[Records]

━━━━━━━━━━━━━━━━━━━━

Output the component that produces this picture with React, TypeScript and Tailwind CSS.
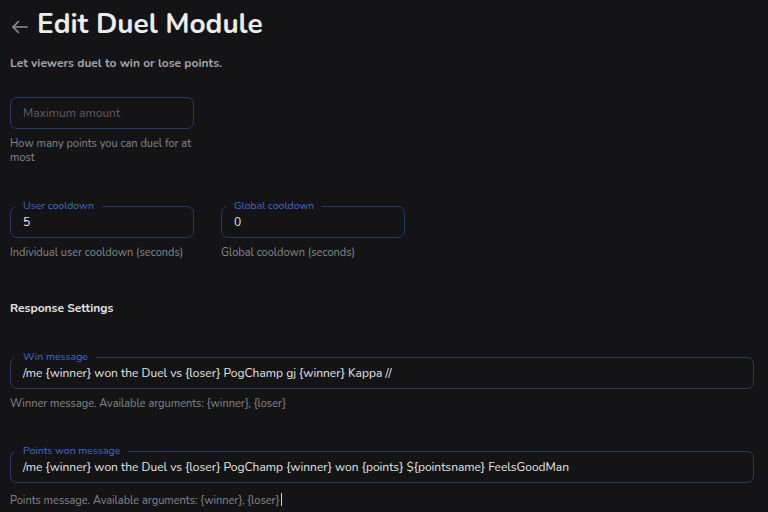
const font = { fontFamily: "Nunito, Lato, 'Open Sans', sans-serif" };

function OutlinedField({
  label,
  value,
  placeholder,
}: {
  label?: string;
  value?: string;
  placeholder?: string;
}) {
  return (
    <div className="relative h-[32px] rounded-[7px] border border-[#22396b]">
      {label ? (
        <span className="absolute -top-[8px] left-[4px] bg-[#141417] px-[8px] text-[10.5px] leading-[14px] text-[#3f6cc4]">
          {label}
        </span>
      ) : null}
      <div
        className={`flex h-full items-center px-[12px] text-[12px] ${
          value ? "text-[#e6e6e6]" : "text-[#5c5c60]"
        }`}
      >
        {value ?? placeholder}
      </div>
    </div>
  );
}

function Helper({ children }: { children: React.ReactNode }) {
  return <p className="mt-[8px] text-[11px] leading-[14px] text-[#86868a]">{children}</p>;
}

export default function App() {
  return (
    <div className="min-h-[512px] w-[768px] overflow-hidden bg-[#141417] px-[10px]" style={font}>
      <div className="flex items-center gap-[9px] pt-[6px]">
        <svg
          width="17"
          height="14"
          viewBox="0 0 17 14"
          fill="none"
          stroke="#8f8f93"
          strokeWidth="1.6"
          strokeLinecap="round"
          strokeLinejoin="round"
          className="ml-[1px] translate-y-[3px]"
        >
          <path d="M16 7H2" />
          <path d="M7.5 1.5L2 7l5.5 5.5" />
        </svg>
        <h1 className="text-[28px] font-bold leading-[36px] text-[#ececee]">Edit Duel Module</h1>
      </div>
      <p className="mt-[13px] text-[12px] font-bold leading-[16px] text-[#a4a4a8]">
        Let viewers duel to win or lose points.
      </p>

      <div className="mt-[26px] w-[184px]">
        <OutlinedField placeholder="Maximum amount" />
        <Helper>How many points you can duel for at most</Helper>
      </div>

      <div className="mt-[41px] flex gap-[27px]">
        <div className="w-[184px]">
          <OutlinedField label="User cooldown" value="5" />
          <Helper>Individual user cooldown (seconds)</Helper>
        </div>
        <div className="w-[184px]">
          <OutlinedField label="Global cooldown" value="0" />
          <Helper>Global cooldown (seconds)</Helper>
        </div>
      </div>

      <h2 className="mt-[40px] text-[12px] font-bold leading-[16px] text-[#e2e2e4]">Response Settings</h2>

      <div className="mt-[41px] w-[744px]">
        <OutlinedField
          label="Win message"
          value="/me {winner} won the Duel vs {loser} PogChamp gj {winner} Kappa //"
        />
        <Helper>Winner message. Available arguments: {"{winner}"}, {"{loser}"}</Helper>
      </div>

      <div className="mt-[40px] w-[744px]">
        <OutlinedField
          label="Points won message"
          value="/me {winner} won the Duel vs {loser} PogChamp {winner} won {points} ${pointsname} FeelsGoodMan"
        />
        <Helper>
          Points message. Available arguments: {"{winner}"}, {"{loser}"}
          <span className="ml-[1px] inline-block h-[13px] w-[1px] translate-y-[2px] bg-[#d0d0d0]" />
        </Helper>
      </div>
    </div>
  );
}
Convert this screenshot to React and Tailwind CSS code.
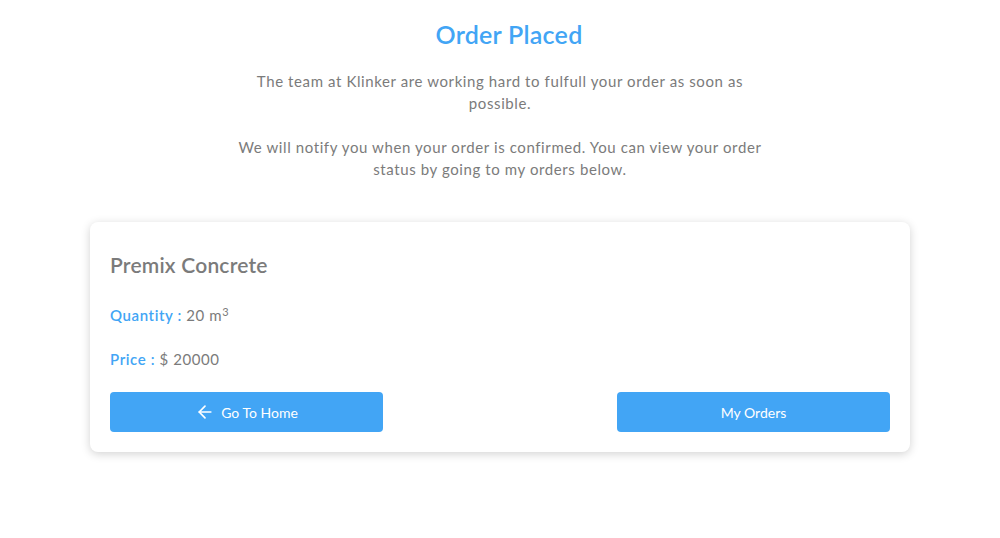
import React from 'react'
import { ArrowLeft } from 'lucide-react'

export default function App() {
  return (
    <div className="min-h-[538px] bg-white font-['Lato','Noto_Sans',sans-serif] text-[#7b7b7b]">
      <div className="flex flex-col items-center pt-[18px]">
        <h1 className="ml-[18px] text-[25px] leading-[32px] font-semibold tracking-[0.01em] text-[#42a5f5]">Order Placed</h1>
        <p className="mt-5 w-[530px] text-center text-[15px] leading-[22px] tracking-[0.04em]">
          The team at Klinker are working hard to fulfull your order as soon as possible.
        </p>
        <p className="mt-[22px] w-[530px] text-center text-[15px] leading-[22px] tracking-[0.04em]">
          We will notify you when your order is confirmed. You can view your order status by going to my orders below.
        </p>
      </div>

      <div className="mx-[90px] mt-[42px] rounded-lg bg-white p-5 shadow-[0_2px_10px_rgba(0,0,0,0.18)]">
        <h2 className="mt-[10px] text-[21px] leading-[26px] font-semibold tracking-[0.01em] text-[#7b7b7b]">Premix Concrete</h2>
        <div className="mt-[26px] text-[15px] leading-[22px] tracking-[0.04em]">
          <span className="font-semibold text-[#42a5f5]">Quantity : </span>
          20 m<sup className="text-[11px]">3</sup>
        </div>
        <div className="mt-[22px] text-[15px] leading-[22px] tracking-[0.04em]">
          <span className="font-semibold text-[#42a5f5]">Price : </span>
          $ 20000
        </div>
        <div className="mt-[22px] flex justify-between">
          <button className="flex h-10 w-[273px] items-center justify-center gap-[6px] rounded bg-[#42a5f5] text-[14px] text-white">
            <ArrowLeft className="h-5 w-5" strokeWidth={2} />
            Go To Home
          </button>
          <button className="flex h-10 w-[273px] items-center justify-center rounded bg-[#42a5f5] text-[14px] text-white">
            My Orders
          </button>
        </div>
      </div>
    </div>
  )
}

━━━━━━━━━━━━━━━━━━━━

- What the task asks
Repeat the material above in full and unchanged, minus its images.

- Exercise answer
Output the component that produces this picture with React, TypeScript and Tailwind CSS.
const font = { fontFamily: "Nunito, Lato, 'Open Sans', sans-serif" };

function OutlinedField({
  label,
  value,
  placeholder,
}: {
  label?: string;
  value?: string;
  placeholder?: string;
}) {
  return (
    <div className="relative h-[32px] rounded-[7px] border border-[#22396b]">
      {label ? (
        <span className="absolute -top-[8px] left-[4px] bg-[#141417] px-[8px] text-[10.5px] leading-[14px] text-[#3f6cc4]">
          {label}
        </span>
      ) : null}
      <div
        className={`flex h-full items-center px-[12px] text-[12px] ${
          value ? "text-[#e6e6e6]" : "text-[#5c5c60]"
        }`}
      >
        {value ?? placeholder}
      </div>
    </div>
  );
}

function Helper({ children }: { children: React.ReactNode }) {
  return <p className="mt-[8px] text-[11px] leading-[14px] text-[#86868a]">{children}</p>;
}

export default function App() {
  return (
    <div className="min-h-[512px] w-[768px] overflow-hidden bg-[#141417] px-[10px]" style={font}>
      <div className="flex items-center gap-[9px] pt-[6px]">
        <svg
          width="17"
          height="14"
          viewBox="0 0 17 14"
          fill="none"
          stroke="#8f8f93"
          strokeWidth="1.6"
          strokeLinecap="round"
          strokeLinejoin="round"
          className="ml-[1px] translate-y-[3px]"
        >
          <path d="M16 7H2" />
          <path d="M7.5 1.5L2 7l5.5 5.5" />
        </svg>
        <h1 className="text-[28px] font-bold leading-[36px] text-[#ececee]">Edit Duel Module</h1>
      </div>
      <p className="mt-[13px] text-[12px] font-bold leading-[16px] text-[#a4a4a8]">
        Let viewers duel to win or lose points.
      </p>

      <div className="mt-[26px] w-[184px]">
        <OutlinedField placeholder="Maximum amount" />
        <Helper>How many points you can duel for at most</Helper>
      </div>

      <div className="mt-[41px] flex gap-[27px]">
        <div className="w-[184px]">
          <OutlinedField label="User cooldown" value="5" />
          <Helper>Individual user cooldown (seconds)</Helper>
        </div>
        <div className="w-[184px]">
          <OutlinedField label="Global cooldown" value="0" />
          <Helper>Global cooldown (seconds)</Helper>
        </div>
      </div>

      <h2 className="mt-[40px] text-[12px] font-bold leading-[16px] text-[#e2e2e4]">Response Settings</h2>

      <div className="mt-[41px] w-[744px]">
        <OutlinedField
          label="Win message"
          value="/me {winner} won the Duel vs {loser} PogChamp gj {winner} Kappa //"
        />
        <Helper>Winner message. Available arguments: {"{winner}"}, {"{loser}"}</Helper>
      </div>

      <div className="mt-[40px] w-[744px]">
        <OutlinedField
          label="Points won message"
          value="/me {winner} won the Duel vs {loser} PogChamp {winner} won {points} ${pointsname} FeelsGoodMan"
        />
        <Helper>
          Points message. Available arguments: {"{winner}"}, {"{loser}"}
          <span className="ml-[1px] inline-block h-[13px] w-[1px] translate-y-[2px] bg-[#d0d0d0]" />
        </Helper>
      </div>
    </div>
  );
}
Convert this screenshot to React and Tailwind CSS code.
import React from 'react'
import { ArrowLeft } from 'lucide-react'

export default function App() {
  return (
    <div className="min-h-[538px] bg-white font-['Lato','Noto_Sans',sans-serif] text-[#7b7b7b]">
      <div className="flex flex-col items-center pt-[18px]">
        <h1 className="ml-[18px] text-[25px] leading-[32px] font-semibold tracking-[0.01em] text-[#42a5f5]">Order Placed</h1>
        <p className="mt-5 w-[530px] text-center text-[15px] leading-[22px] tracking-[0.04em]">
          The team at Klinker are working hard to fulfull your order as soon as possible.
        </p>
        <p className="mt-[22px] w-[530px] text-center text-[15px] leading-[22px] tracking-[0.04em]">
          We will notify you when your order is confirmed. You can view your order status by going to my orders below.
        </p>
      </div>

      <div className="mx-[90px] mt-[42px] rounded-lg bg-white p-5 shadow-[0_2px_10px_rgba(0,0,0,0.18)]">
        <h2 className="mt-[10px] text-[21px] leading-[26px] font-semibold tracking-[0.01em] text-[#7b7b7b]">Premix Concrete</h2>
        <div className="mt-[26px] text-[15px] leading-[22px] tracking-[0.04em]">
          <span className="font-semibold text-[#42a5f5]">Quantity : </span>
          20 m<sup className="text-[11px]">3</sup>
        </div>
        <div className="mt-[22px] text-[15px] leading-[22px] tracking-[0.04em]">
          <span className="font-semibold text-[#42a5f5]">Price : </span>
          $ 20000
        </div>
        <div className="mt-[22px] flex justify-between">
          <button className="flex h-10 w-[273px] items-center justify-center gap-[6px] rounded bg-[#42a5f5] text-[14px] text-white">
            <ArrowLeft className="h-5 w-5" strokeWidth={2} />
            Go To Home
          </button>
          <button className="flex h-10 w-[273px] items-center justify-center rounded bg-[#42a5f5] text-[14px] text-white">
            My Orders
          </button>
        </div>
      </div>
    </div>
  )
}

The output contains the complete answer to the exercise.